Status of infrastructure: 12 of the water-cooled racks are back on at present; rack 9 had cooling problems and had to be shut down quickly. This causes problems for PBS as the server seems to hang if large numbers of nodes running jobs suddenly vanish. This then causes problems for the Gstat monitoring software and the graph of site performance shows a lot of dips and spikes and the site is of then classified ‘error’. After the meeting it was found that solenoid valves in water cooled racks 9 and 12 were stuck shut. A repair is being planned by DM.
Problems: There are problems in getting data out of the SE when it is nearly full.
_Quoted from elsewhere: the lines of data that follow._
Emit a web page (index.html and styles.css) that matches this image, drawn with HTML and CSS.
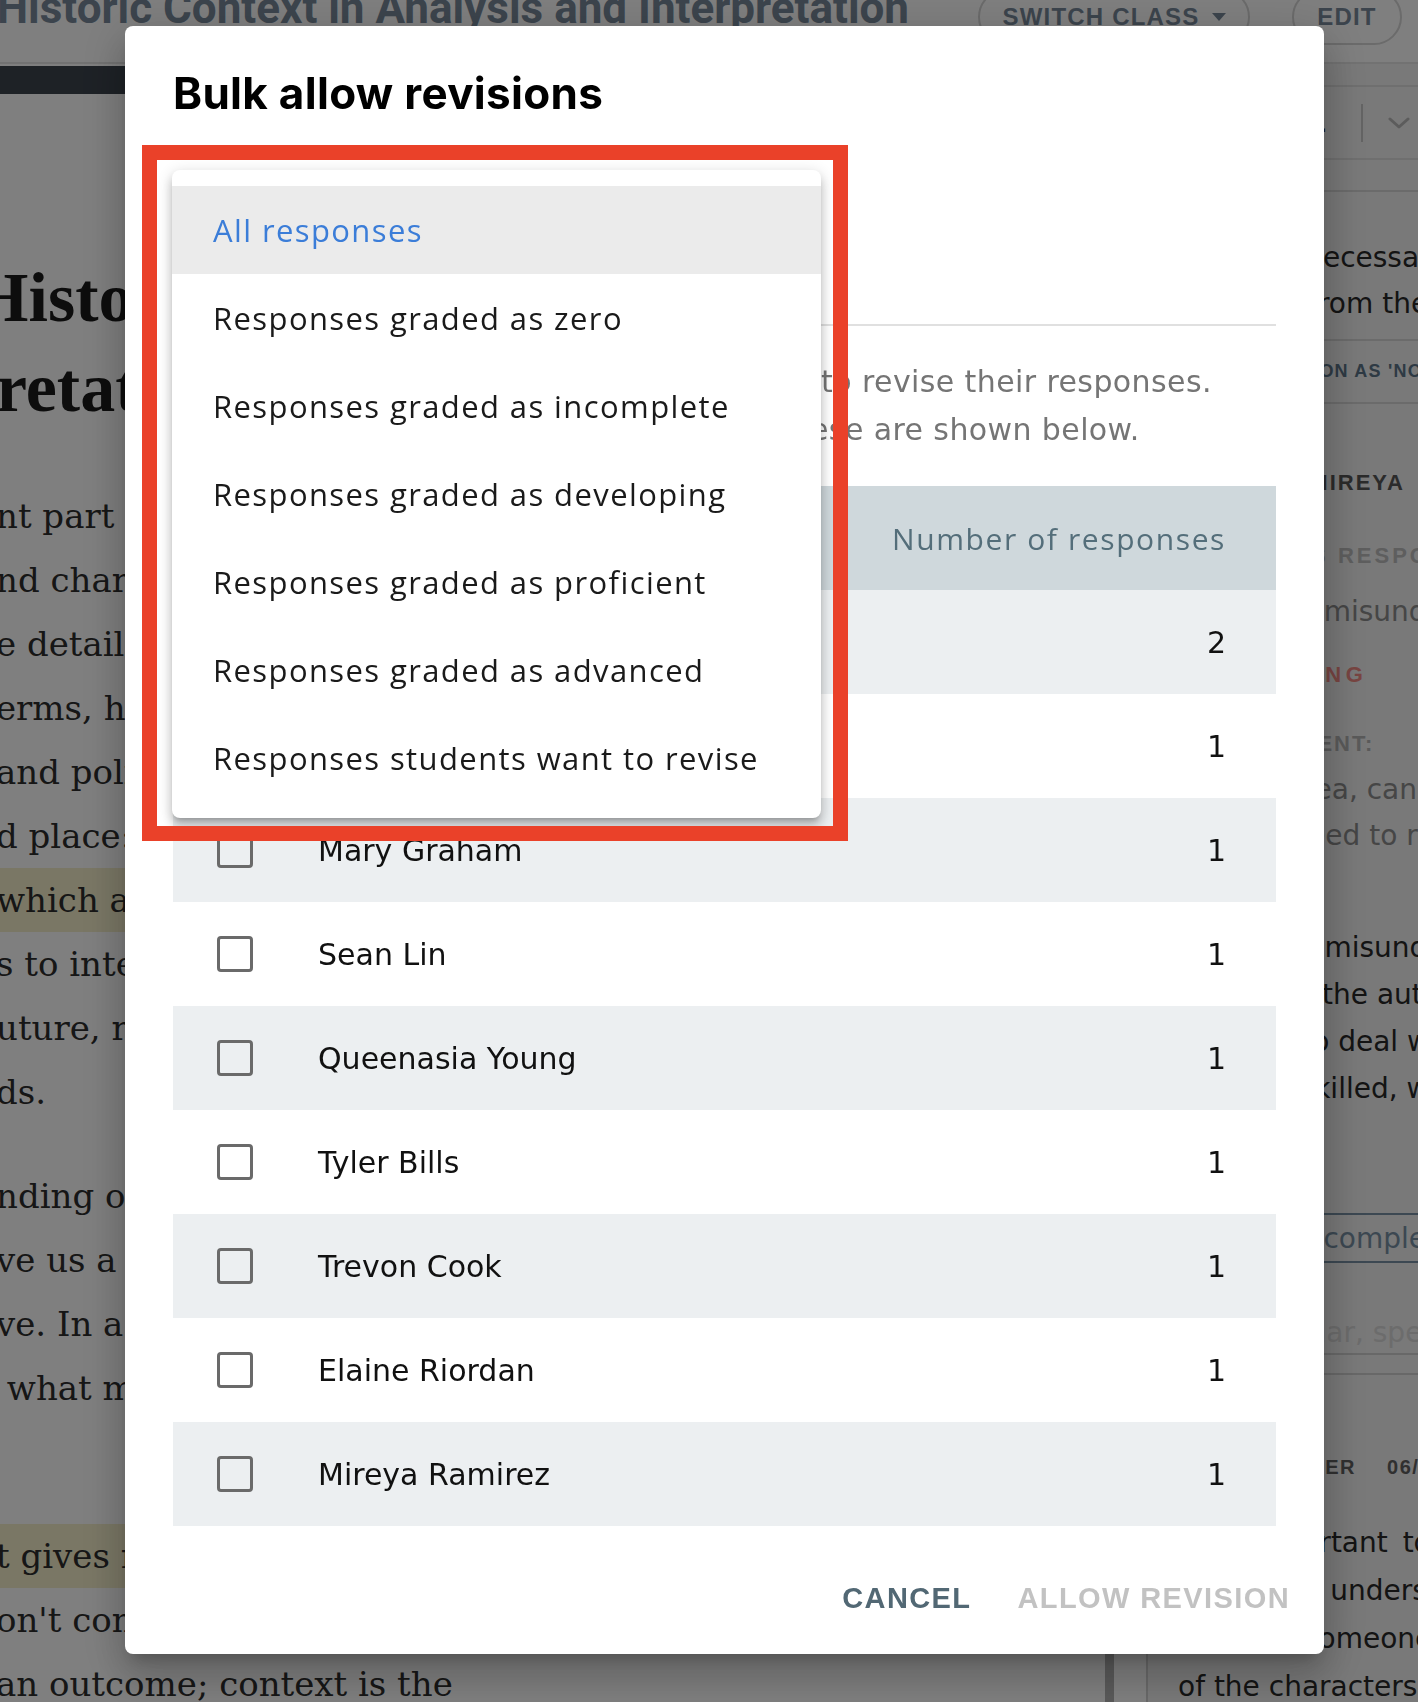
FILE: index.html
```html
<!DOCTYPE html>
<html lang="en">
<head>
<meta charset="UTF-8">
<meta name="viewport" content="width=device-width, initial-scale=1.0">
<title>Bulk allow revisions</title>
<link rel="stylesheet" href="styles.css">
</head>
<body>

<div class="page">
  <header class="topbar">
    <h2 class="course-title">Historic Context in Analysis and Interpretation</h2>
    <div class="top-actions">
      <button class="pill pill-switch">SWITCH CLASS
        <svg class="caret" width="14" height="8" viewBox="0 0 14 8"><path d="M0 0 L14 0 L7 8 Z" fill="currentColor"/></svg>
      </button>
      <button class="pill pill-edit">EDIT</button>
    </div>
  </header>

  <div class="workspace">
    <main class="reader">
      <div class="reader-bar"></div>
      <article class="article">
        <h1 class="article-title">
          <span class="cut">Historic Context in Analysis and Interp</span>
          <span>retation</span>
        </h1>
        <p>
          <span class="ln">nt part of understanding any story is knowing when</span>
          <span class="ln">nd characters exist within a particular moment in</span>
          <span class="ln">e details of setting can be broad, in general</span>
          <span class="ln">erms, historical events, the social customs,</span>
          <span class="ln">and political climate of the period. They can</span>
          <span class="ln">d place: a specific town, a house, a single room</span>
          <span class="ln mark">which a character lives or works. Knowing this</span>
          <span class="ln">s to interpret a character's choices, hopes, and</span>
          <span class="ln">uture, rather than judging them only by our</span>
          <span class="ln">ds.</span>
        </p>
        <p class="para-2">
          <span class="ln">nding of historical context can also</span>
          <span class="ln">ve us a better sense of what is at stake</span>
          <span class="ln">ve. In a story set during wartime, for</span>
          <span class="ln">&nbsp;what might seem strange to a modern</span>
        </p>
        <p class="para-3">
          <span class="ln mark">t gives meaning to the events of a story</span>
          <span class="ln">on't consider context, we might see only</span>
          <span class="ln">an outcome; context is the</span>
        </p>
      </article>
    </main>
    <div class="scroll-track"></div>
    <aside class="panel">
      <div class="panel-tabs"></div>
      <div class="panel-toolbar">
        <div class="panel-select"><span>Responses to this reading.</span></div>
        <span class="panel-divider"></span>
        <svg class="chevron" width="22" height="12" viewBox="0 0 22 12"><path d="M2 2 L11 10 L20 2" fill="none" stroke="currentColor" stroke-width="3" stroke-linecap="round" stroke-linejoin="round"/></svg>
      </div>
      <div class="panel-band"></div>
      <div class="panel-body">
        <div class="pb-text intro">
          <span class="ln">It was unnecessary for the author to</span>
          <span class="ln">far away from the main point of the</span>
        </div>
        <div class="flag-row">SET SUBMISSION AS 'NOT STARTED'</div>
        <div class="pb-caps reply">REPLY TO MIREYA</div>
        <div class="pb-caps label-light">STUDENT'S RESPONSE</div>
        <div class="pb-text muted answer">Has a key misunderstanding of the</div>
        <div class="pb-caps grade">DEVELOPING</div>
        <div class="pb-caps label-comment">ADD COMMENT:</div>
        <div class="pb-text muted comment">
          <span class="ln">A great idea, can you add more?</span>
          <span class="ln">You will need to revise this part.</span>
        </div>
        <div class="pb-text answer-body">
          <span class="ln">There is a misunderstanding here</span>
          <span class="ln">regarding the author's purpose</span>
          <span class="ln">and had to deal with the</span>
          <span class="ln">would be killed, which shows</span>
        </div>
        <div class="status-box">Marked incomplete</div>
        <div class="note-input">Fix grammar, spelling...</div>
        <div class="note-line"></div>
        <div class="pb-caps teacher">YOUR TEACHER <span class="date">06/12/2020</span></div>
        <div class="pb-text feedback">
          <span class="ln wide">It is important to think</span>
          <span class="ln">readers to understand</span>
          <span class="ln">because someone</span>
          <span class="ln">of the characters and</span>
        </div>
      </div>
    </aside>
  </div>
</div>

<div class="scrim">
  <div class="dialog">
    <div class="dialog-body">
      <h2 class="dialog-title">Bulk allow revisions</h2>
      <div class="field">
        <div class="field-label">Show</div>
        <div class="field-value">All responses</div>
      </div>
      <p class="dialog-desc">Choose which students you want to allow to revise their responses.<br>Students having responses that match these are shown below.</p>
      <table class="students">
        <thead>
          <tr>
            <th class="col-check"><span class="box"></span></th>
            <th>Student</th>
            <th class="col-count">Number of responses</th>
          </tr>
        </thead>
        <tbody>
          <tr><td class="col-check"><span class="box"></span></td><td>Jamal Carter</td><td class="col-count">2</td></tr>
          <tr><td class="col-check"><span class="box"></span></td><td>Ana Lopez</td><td class="col-count">1</td></tr>
          <tr><td class="col-check"><span class="box"></span></td><td>Mary Graham</td><td class="col-count">1</td></tr>
          <tr><td class="col-check"><span class="box"></span></td><td>Sean Lin</td><td class="col-count">1</td></tr>
          <tr><td class="col-check"><span class="box"></span></td><td>Queenasia Young</td><td class="col-count">1</td></tr>
          <tr><td class="col-check"><span class="box"></span></td><td>Tyler Bills</td><td class="col-count">1</td></tr>
          <tr><td class="col-check"><span class="box"></span></td><td>Trevon Cook</td><td class="col-count">1</td></tr>
          <tr><td class="col-check"><span class="box"></span></td><td>Elaine Riordan</td><td class="col-count">1</td></tr>
          <tr><td class="col-check"><span class="box"></span></td><td>Mireya Ramirez</td><td class="col-count">1</td></tr>
        </tbody>
      </table>
    </div>
    <div class="dialog-actions">
      <button class="text-btn btn-cancel">CANCEL</button>
      <button class="text-btn btn-allow" disabled>ALLOW REVISION</button>
    </div>

    <ul class="menu">
      <li class="active">All responses</li>
      <li>Responses graded as zero</li>
      <li>Responses graded as incomplete</li>
      <li>Responses graded as developing</li>
      <li>Responses graded as proficient</li>
      <li>Responses graded as advanced</li>
      <li>Responses students want to revise</li>
    </ul>
    <div class="callout"></div>
  </div>
</div>

</body>
</html>
```

FILE: styles.css
```css
* {
  box-sizing: border-box;
}
html, body {
  margin: 0;
  padding: 0;
}
body {
  width: 1418px;
  height: 1702px;
  overflow: hidden;
  background: #fff;
  font-family: "DejaVu Sans", sans-serif;
}

/* page behind the dialog */
.topbar {
  display: flex;
  align-items: flex-start;
  justify-content: space-between;
  margin-top: -20px;
  height: 84px;
  padding-right: 16px;
  border-bottom: 2px solid #e4e4e4;
}
.course-title {
  margin: 0 0 0 -3px;
  font: 700 44px/56px Roboto, sans-serif;
  color: #78899a;
  white-space: nowrap;
}
.top-actions {
  display: flex;
  gap: 42px;
  margin-top: 9px;
}
.pill {
  display: flex;
  align-items: center;
  justify-content: center;
  gap: 12px;
  height: 56px;
  border: 2px solid #d6d6d6;
  border-radius: 28px;
  background: none;
  font: 700 24px "Liberation Sans", sans-serif;
  letter-spacing: 1.2px;
  color: #78899a;
  padding: 0;
}
.pill-switch {
  width: 272px;
}
.pill-edit {
  width: 110px;
}

.workspace {
  display: flex;
  height: 1638px;
}
.reader {
  width: 1105px;
  flex: none;
  overflow: hidden;
}
.reader-bar {
  height: 28px;
  margin-top: 2px;
  background: #3c444d;
}
.article {
  margin-left: -4px;
  font: 34px/64px "DejaVu Serif", serif;
  color: #2d2d2d;
}
.article-title {
  margin: 159px 0 51px;
  font: 700 70px/90px "Liberation Serif", serif;
  color: #1a1a1a;
}
.article-title span {
  display: block;
  white-space: nowrap;
}
.article-title .cut {
  margin-left: -22px;
}
.article p {
  margin: 0;
}
.article .para-2 {
  margin-top: 40px;
}
.article .para-3 {
  margin-top: 104px;
}
.ln {
  display: block;
  white-space: nowrap;
}
.mark {
  background: #f5efcb;
}
.scroll-track {
  width: 9px;
  flex: none;
  background: #b4b4b4;
}

.panel {
  flex: 1;
  min-width: 0;
  margin-left: 32px;
  border-left: 2px solid #d2d2d2;
  background: #f2f2f2;
  overflow: hidden;
}
.panel-tabs {
  height: 23px;
  border-bottom: 2px solid #dedede;
}
.panel-toolbar {
  display: flex;
  align-items: center;
  height: 73px;
  padding-right: 8px;
  border-bottom: 2px solid #dedede;
  color: #282828;
  font-size: 28px;
}
.panel-select {
  flex: 1;
  min-width: 0;
  display: flex;
  justify-content: flex-end;
  white-space: nowrap;
}
.panel-select span {
  flex: none;
}
.panel-divider {
  flex: none;
  width: 2px;
  height: 38px;
  margin: 0 25px 0 33px;
  background: #c8c8c8;
}
.chevron {
  flex: none;
  color: #b8b8b8;
}
.panel-band {
  height: 32px;
  border-bottom: 2px solid #d6d6d6;
}
.panel-body {
  padding-left: 30px;
  white-space: nowrap;
}
.pb-text {
  font-size: 28px;
  line-height: 46px;
  color: #282828;
}
.pb-text.muted {
  color: #8c8c8c;
}
.pb-caps {
  font: 700 22px/30px "Liberation Sans", sans-serif;
  letter-spacing: 2px;
}
.intro {
  margin-top: 43px;
}
.flag-row {
  margin-top: 12px;
  height: 65px;
  display: flex;
  align-items: center;
  border-top: 2px solid #d6d6d6;
  border-bottom: 2px solid #d6d6d6;
  font: 700 18px "Liberation Sans", sans-serif;
  letter-spacing: 1.2px;
  color: #5c7488;
  margin-left: -30px;
  padding-left: 30px;
}
.reply {
  margin-top: 64px;
  color: #565656;
}
.label-light {
  margin-top: 43px;
  color: #bcbcbc;
  letter-spacing: 3px;
}
.answer {
  margin-top: 18px;
}
.grade {
  margin-top: 25px;
  color: #f08a84;
  letter-spacing: 4.5px;
}
.label-comment {
  margin-top: 39px;
  color: #b4b4b4;
}
.comment {
  margin-top: 8px;
}
.answer-body {
  margin-top: 65px;
  line-height: 47px;
}
.status-box {
  margin-top: 101px;
  height: 50px;
  display: flex;
  align-items: center;
  padding-left: 8px;
  border-top: 2px solid #7890a4;
  border-bottom: 2px solid #7890a4;
  font-size: 28px;
  color: #7890a4;
}
.note-input {
  margin-top: 50px;
  height: 42px;
  line-height: 40px;
  border-bottom: 2px solid #d0d0d0;
  font-size: 28px;
  color: #d8d8d8;
}
.note-line {
  margin-top: 18px;
  height: 2px;
  background: #d0d0d0;
}
.teacher {
  margin-top: 77px;
  font-size: 20px;
  letter-spacing: 1.5px;
  color: #606060;
}
.teacher .date {
  margin-left: 24px;
}
.feedback {
  margin-top: 37px;
  line-height: 48px;
}
.feedback .wide {
  word-spacing: 6px;
}

/* dialog */
.scrim {
  position: fixed;
  top: 0;
  left: 0;
  right: 0;
  bottom: 0;
  background: rgba(0, 0, 0, 0.5);
  display: flex;
  align-items: flex-start;
}
.dialog {
  position: relative;
  width: 1199px;
  height: 1628px;
  margin: 26px 0 0 125px;
  background: #fff;
  border-radius: 8px;
  box-shadow: 0 11px 15px -7px rgba(0, 0, 0, 0.2), 0 24px 38px 3px rgba(0, 0, 0, 0.14), 0 9px 46px 8px rgba(0, 0, 0, 0.12);
}
.dialog-body {
  padding: 43px 48px 0;
}
.dialog-title {
  margin: 0;
  font: 700 44px/48px Inter, sans-serif;
  letter-spacing: 0.3px;
  color: #000;
}
.field {
  height: 209px;
  padding-top: 60px;
  border-bottom: 2px solid #e0e0e0;
  font-family: "Open Sans", sans-serif;
}
.field-label {
  font-size: 24px;
  color: #757575;
}
.field-value {
  margin-top: 20px;
  font-size: 30px;
  color: #1a1a1a;
}
.dialog-desc {
  margin: 32px 0 0;
  font-size: 30px;
  line-height: 48px;
  letter-spacing: 0.4px;
  color: #757575;
  white-space: nowrap;
}
.students {
  width: 100%;
  margin-top: 32px;
  border-collapse: collapse;
}
.students th,
.students td {
  height: 104px;
  padding: 0;
  text-align: left;
}
.students th {
  font: 400 30px "Open Sans", sans-serif;
  letter-spacing: 1.6px;
  color: #546e7a;
}
.students td {
  font-size: 30px;
  color: #111;
}
.students thead tr {
  background: #cfd8dc;
}
.students tbody tr:nth-child(odd) {
  background: #eceff1;
}
.students .col-check {
  width: 145px;
  padding-left: 44px;
}
.students .col-count {
  text-align: right;
  padding-right: 50px;
}
.box {
  display: block;
  width: 36px;
  height: 36px;
  border: 3px solid #6a6a6a;
  border-radius: 4px;
}
.dialog-actions {
  display: flex;
  align-items: center;
  justify-content: flex-end;
  gap: 14px;
  height: 128px;
  padding: 16px 18px 0 0;
}
.text-btn {
  padding: 8px 16px;
  border: none;
  background: none;
  font: 700 29px "Liberation Sans", sans-serif;
  letter-spacing: 1.4px;
  cursor: pointer;
}
.btn-cancel {
  color: #526874;
}
.btn-allow {
  color: #c2c2c2;
}

/* open select menu */
.menu {
  position: absolute;
  top: 144px;
  left: 47px;
  width: 649px;
  margin: 0;
  padding: 16px 0;
  list-style: none;
  background: #fff;
  border-radius: 8px;
  box-shadow: 0 5px 5px -3px rgba(0, 0, 0, 0.2), 0 8px 10px 1px rgba(0, 0, 0, 0.14), 0 3px 14px 2px rgba(0, 0, 0, 0.12);
}
.menu li {
  height: 88px;
  display: flex;
  align-items: center;
  padding-left: 41px;
  font: 31px "Open Sans", sans-serif;
  letter-spacing: 1.4px;
  color: #1a1a1a;
}
.menu li.active {
  background: #ebebeb;
  color: #3b7dd8;
}
.callout {
  position: absolute;
  top: 119px;
  left: 17px;
  width: 706px;
  height: 696px;
  border: 15px solid #ea4129;
}
```
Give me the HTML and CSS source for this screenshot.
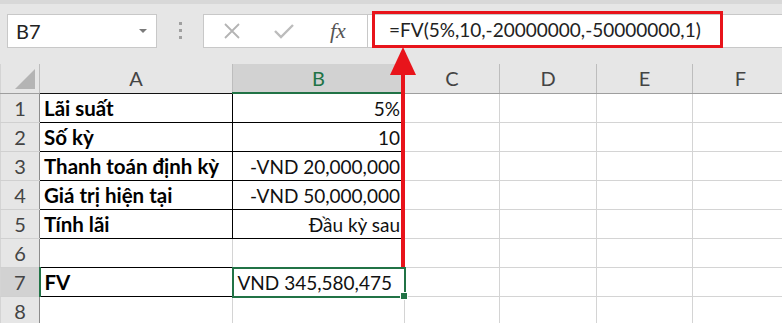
FILE: index.html
```html
<!DOCTYPE html>
<html lang="vi">
<head>
    <meta charset="UTF-8">
    <title>FV - Excel</title>
    <link rel="stylesheet" href="styles.css">
</head>
<body>
    <div class="formula-bar">
        <div class="name-box">
            <span>B7</span>
            <span class="caret"></span>
        </div>
        <div class="grip"><i></i><i></i><i></i></div>
        <div class="fx-buttons">
            <svg class="btn-cancel" width="18" height="18" viewBox="0 0 18 18">
                <path d="M2 2 L16 16 M16 2 L2 16" stroke="#b4b4b4" stroke-width="1.8" fill="none"/>
            </svg>
            <svg class="btn-enter" width="22" height="18" viewBox="0 0 22 18">
                <path d="M2 9 L8 15 L20 3" stroke="#bcbcbc" stroke-width="2.4" fill="none"/>
            </svg>
            <span class="fx">fx</span>
        </div>
        <div class="formula-input">
            <span class="formula-mark">=FV(5%,10,-20000000,-50000000,1)</span>
        </div>
    </div>

    <div class="sheet">
        <table class="grid">
            <colgroup>
                <col style="width:39px">
                <col style="width:193px">
                <col style="width:172px">
                <col style="width:95px">
                <col style="width:97px">
                <col style="width:96px">
                <col style="width:96px">
            </colgroup>
            <thead>
                <tr>
                    <th class="corner"><span class="corner-tri"></span></th>
                    <th class="col-a">A</th>
                    <th class="col-sel">B</th>
                    <th>C</th>
                    <th>D</th>
                    <th>E</th>
                    <th>F</th>
                </tr>
            </thead>
            <tbody>
                <tr>
                    <th class="row-h">1</th>
                    <td class="lbl boxed">Lãi suất</td>
                    <td class="num boxed">5%</td>
                    <td></td><td></td><td></td><td></td>
                </tr>
                <tr>
                    <th class="row-h">2</th>
                    <td class="lbl boxed">Số kỳ</td>
                    <td class="num boxed">10</td>
                    <td></td><td></td><td></td><td></td>
                </tr>
                <tr>
                    <th class="row-h">3</th>
                    <td class="lbl boxed">Thanh toán định kỳ</td>
                    <td class="num boxed">-VND 20,000,000</td>
                    <td></td><td></td><td></td><td></td>
                </tr>
                <tr>
                    <th class="row-h">4</th>
                    <td class="lbl boxed">Giá trị hiện tại</td>
                    <td class="num boxed">-VND 50,000,000</td>
                    <td></td><td></td><td></td><td></td>
                </tr>
                <tr>
                    <th class="row-h">5</th>
                    <td class="lbl boxed">Tính lãi</td>
                    <td class="num boxed">Đầu kỳ sau</td>
                    <td></td><td></td><td></td><td></td>
                </tr>
                <tr>
                    <th class="row-h">6</th>
                    <td class="above-box"></td>
                    <td class="above-box"></td>
                    <td></td><td></td><td></td><td></td>
                </tr>
                <tr>
                    <th class="row-h row-sel">7</th>
                    <td class="lbl boxed">FV</td>
                    <td class="num result">VND 345,580,475<span class="fill-handle"></span></td>
                    <td></td><td></td><td></td><td></td>
                </tr>
                <tr>
                    <th class="row-h">8</th>
                    <td></td><td></td><td></td><td></td><td></td><td></td>
                </tr>
            </tbody>
        </table>

        <!-- mũi tên chú thích -->
        <svg class="arrow" width="30" height="222" viewBox="0 0 30 222">
            <polygon points="14,1 1,29 27,29" fill="#e8141b"/>
            <rect x="12" y="28" width="4" height="193" fill="#e8141b"/>
        </svg>
    </div>
</body>
</html>
```

FILE: styles.css
```css
body {
    margin: 0;
    background: #ffffff;
    font-family: Lato, "Noto Sans", sans-serif;
    overflow: hidden;
}

.formula-bar {
    display: flex;
    align-items: center;
    height: 60px;
    border-top: 4px solid #d8d8d8;
    background: #e6e6e6;
    padding-left: 7px;
}

.name-box {
    display: flex;
    align-items: center;
    justify-content: space-between;
    box-sizing: border-box;
    width: 150px;
    height: 34px;
    margin-top: -7px;
    padding: 0 9px 0 8px;
    background: #fff;
    border: 1px solid #c8c8c8;
    font-size: 20px;
    color: #222;
}

.caret {
    width: 0;
    height: 0;
    border-left: 4px solid transparent;
    border-right: 4px solid transparent;
    border-top: 4px solid #7a7a7a;
}

.grip {
    display: flex;
    flex-direction: column;
    gap: 4px;
    margin: -7px 21px 0 22px;
}

.grip i {
    display: block;
    width: 3px;
    height: 3px;
    background: #a0a0a0;
}

.fx-buttons {
    display: flex;
    align-items: center;
    box-sizing: border-box;
    width: 164px;
    height: 34px;
    margin-top: -7px;
    background: #fff;
    border: 1px solid #c8c8c8;
    border-right: none;
}

.btn-cancel {
    margin-left: 19px;
}

.btn-enter {
    margin-left: 32px;
}

.fx {
    margin-left: 35px;
    font-family: "Liberation Serif", serif;
    font-style: italic;
    font-size: 22px;
    color: #555;
}

.formula-input {
    flex: 1;
    display: flex;
    align-items: center;
    box-sizing: border-box;
    height: 34px;
    margin-top: -7px;
    background: #fff;
    border: 1px solid #c8c8c8;
    border-right: none;
}

.formula-mark {
    display: flex;
    align-items: center;
    box-sizing: border-box;
    width: 351px;
    height: 37px;
    margin: -2px 0 0 4px;
    padding-left: 14px;
    border: 3px solid #e8141b;
    font-size: 19px;
    color: #222;
}

.sheet {
    position: relative;
}

.grid {
    table-layout: fixed;
    border-collapse: collapse;
    width: 788px;
}

.grid th,
.grid td {
    height: 28px;
    padding: 0;
    border: 1px solid #d4d4d4;
    font-size: 20px;
    white-space: nowrap;
    overflow: visible;
}

.grid thead th {
    background: #e6e6e6;
    font-weight: normal;
    color: #444;
    border-top: none;
    border-right: 1px solid #bdbdbd;
    border-bottom: 1px solid #9e9e9e;
}

.grid thead th.col-a {
    border-bottom-color: #111;
}

.grid thead th.col-sel {
    background: #d2d2d2;
    color: #217346;
    border-bottom: 2px solid #217346;
}

.corner {
    position: relative;
}

.corner-tri {
    position: absolute;
    right: 4px;
    bottom: 4px;
    width: 0;
    height: 0;
    border-left: 20px solid transparent;
    border-bottom: 20px solid #b4b4b4;
}

.row-h {
    background: #e6e6e6;
    font-weight: normal;
    color: #444;
    text-align: center;
    border-left: none;
    border-right: 1px solid #8c8c8c !important;
    border-bottom: 1px solid #d0d0d0 !important;
}

.row-sel {
    background: #d2d2d2;
    border-right: 2px solid #217346 !important;
}

.lbl {
    padding-left: 4px !important;
    font-weight: bold;
    font-size: 20.5px !important;
    color: #000;
}

.num {
    padding-right: 4px !important;
    text-align: right;
    font-size: 19px !important;
    color: #111;
}

.boxed {
    border: 1px solid #000 !important;
}

.above-box {
    border-bottom: 1px solid #000 !important;
}

.result {
    position: relative;
    padding-right: 12px !important;
    outline: 2px solid #217346;
    outline-offset: -1px;
}

.fill-handle {
    position: absolute;
    right: -4px;
    bottom: -4px;
    width: 6px;
    height: 6px;
    background: #217346;
    border: 1px solid #fff;
}

.arrow {
    position: absolute;
    left: 389px;
    top: -18px;
}
```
Dcache and SE Status: There was a long discussion about the problems installing Dcache on the site, and if we should go back to earlier versions on the software that seem to be running successfully at other sites. PT says the fact the site is unstable, with internal network problems and cooling problems causing racks to drop out, is the basic problem. He estimated it would take many months to install Dcache. The meeting decided it was much too long a timescale and it would be worth contacting AF, the NorthGRID technical rep, to see if expert help could be brought to bear on this problem. ACTION MAH.
Internal network issues: FORCE10/DELL problem is on-going. We have registered on the FORCE10 website and hope soon to download the updates.
JB and RF have proposed that the FORCE10 switch be upgraded just before Easter and will circulate an email warning users of the break in service they can expect while this work is done. It is hoped this will also cure the internal network problem (4) above.
There will be some outages of the main campus pop in the near future caused by upgrades to SUPERJANET. Adequate warning will be sent around.
There was a discussion about the SE and lack of disk space. The meeting agreed it would be a good idea to buy a 10 TB RAID (cost ~£10K + VAT) that could be used as part of the LCG SE until Dcache was working properly, and then it could migrate to be part of the general local working disk space for users as many of the current disk drives in the cluster room are becoming old and will soon start to become un-reliable. JB and RF will present this requested to the next hardware meeting.
ATLAS software: installation of 12.0.5 and 12.0.6 is on-going. It was crashing with an NFS problem part way through the install. CG has now understood the new ATLAS install website and PT has tweaked NFS. Will try the install again soon.
Non-LCG cluster report
Number of racks in use is now 5: BTK is installing the ATLAS code on these extra nodes. A new version of Torque has been installed.
Status of users' software: no news.
Statistics: no news.
Network Issues
OK, users should expect minor breaks as various upgrades are made.
Clean Room PC upgrades. JB/RF plan to visit clean rooms soon to investigate what is needed.
PP Web page support. KS continues to work.
GRIDPP Site Visit. The date has been moved and the visit will take place on Tuesday 15th May. A copy of the questionnaire was tabled, and the one for Liverpool and can be seen at URL http://www.gridpp.ac.uk/tier2/ReadinessReview.zip
Any Other Business
It was suggested that one of RF or JB should go to the GRIDPP 18 meeting with PT on 20/21 March in Glasgow.
PT has prepared a detailed site configuration map that could be useful input to the site visit.